DO THIS »
Count how many lines below include the string "styles", and give that number without anything else.

DATA »
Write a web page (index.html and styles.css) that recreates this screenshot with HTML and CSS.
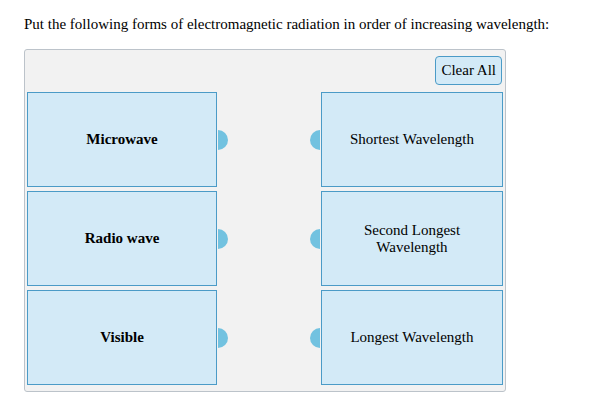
FILE: index.html
```html
<!DOCTYPE html>
<html>
<head>
<meta charset="utf-8">
<link rel="stylesheet" href="styles.css">
</head>
<body>
<p class="prompt">Put the following forms of electromagnetic radiation in order of increasing wavelength:</p>
<div class="board">
  <div class="toolbar"><button class="clear">Clear All</button></div>
  <div class="grid">
    <div class="item bold">Microwave<span class="knob out"></span></div>
    <div class="gap"></div>
    <div class="target"><span class="knob in"></span>Shortest Wavelength</div>

    <div class="item bold">Radio wave<span class="knob out"></span></div>
    <div class="gap"></div>
    <div class="target"><span class="knob in"></span>Second Longest<br>Wavelength</div>

    <div class="item bold">Visible<span class="knob out"></span></div>
    <div class="gap"></div>
    <div class="target"><span class="knob in"></span>Longest Wavelength</div>
  </div>
</div>
</body>
</html>
```

FILE: styles.css
```css
html, body {
  margin: 0;
  padding: 0;
  background: #ffffff;
}
body {
  font-family: "Liberation Serif", "Times New Roman", serif;
  color: #000;
  padding: 15px 24px 0 24px;
}
.prompt {
  margin: 0 0 16px 0;
  font-size: 15px;
  line-height: 18px;
}
.board {
  width: 476px;
  background: #f2f2f2;
  border: 1px solid #bcc3ca;
  border-radius: 3px;
  padding: 6px 2px 6px 2px;
  box-sizing: content-box;
}
.toolbar {
  display: flex;
  justify-content: flex-end;
  padding-right: 1px;
  margin-bottom: 7px;
}
.clear {
  font-family: "Liberation Serif", "Times New Roman", serif;
  font-size: 15px;
  color: #000;
  background: #d3eaf7;
  border: 1px solid #4b9bc7;
  border-radius: 4px;
  height: 29px;
  padding: 0 5px;
}
.grid {
  display: grid;
  grid-template-columns: 190px 104px 182px;
  grid-auto-rows: 95px;
  row-gap: 4px;
}
.item, .target {
  position: relative;
  box-sizing: border-box;
  background: #d3eaf7;
  border: 1px solid #4b9bc7;
  display: flex;
  align-items: center;
  justify-content: center;
  text-align: center;
  font-size: 15px;
  line-height: 17px;
}
.bold {
  font-weight: bold;
}
.knob {
  position: absolute;
  top: 50%;
  width: 10px;
  height: 20px;
  margin-top: -10px;
  background: #72c2e0;
}
.knob.out {
  right: -12px;
  border-radius: 0 10px 10px 0;
}
.knob.in {
  left: -12px;
  border-radius: 10px 0 0 10px;
}
```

RESPONSE TO THE TASK »
3